[edit]
Open problem: Convergence of single-timescale mean-field Langevin descent-ascent for two-player zero-sum games
Proceedings of Thirty Seventh Conference on Learning Theory, PMLR 247:5345-5350, 2024.
Abstract
Let a smooth function $f: T^d \times T^d \to \mathbb{R}$ over the $d$-torus and $\beta>0$. Consider the min-max objective functional $F_\beta(\mu, \nu) = \iint f d\mu d\nu + \beta^{-1} H(\mu) - \beta^{-1} H(\nu)$ over $\mathcal{P}(T^d) \times \mathcal{P}(T^d)$, where $H$ denotes the negative differential entropy.

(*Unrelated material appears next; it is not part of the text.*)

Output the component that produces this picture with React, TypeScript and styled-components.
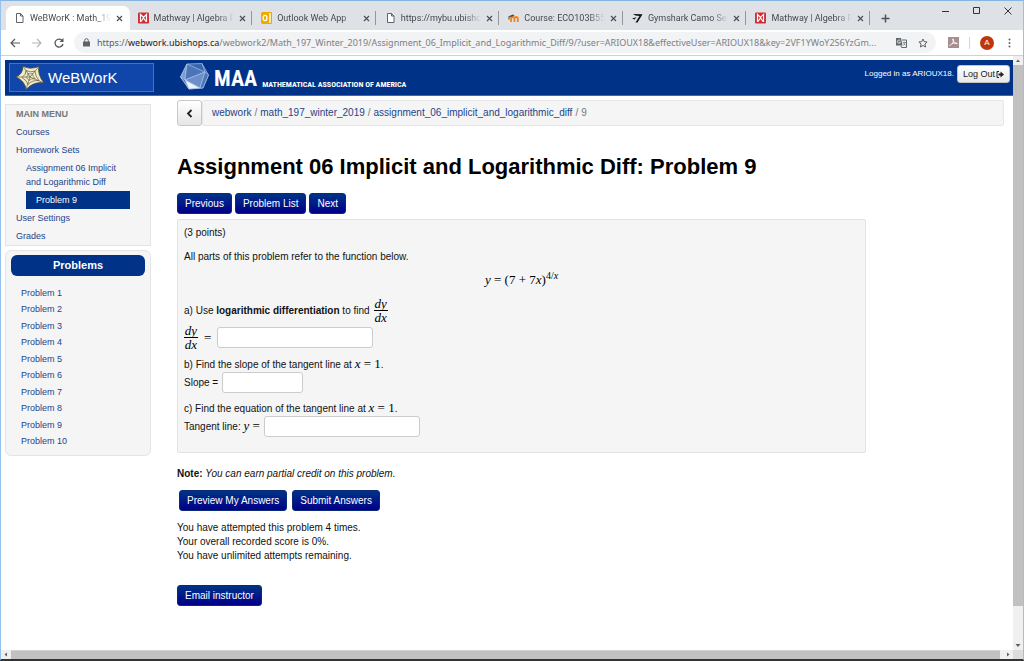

Its unique saddle point defines the entropy-regularized mixed Nash equilibrium of a two-player zero-sum game, and its Wasserstein gradient descent-ascent flow $(\mu_t, \nu_t)$ corresponds to the mean-field limit of a Langevin descent-ascent dynamics. Do $\mu_t$ and $\nu_t$ converge (weakly, say) as $t \to \infty$, for any $f$ and $\beta$? This rather natural qualitative question is still open, and it is not clear whether it can be addressed using the tools currently available for the analysis of dynamics in Wasserstein space. Even though the simple trick of using a different timescale for the ascent versus the descent is known to guarantee convergence, we propose this question as a toy setting to further our understanding of the Wasserstein geometry for optimization.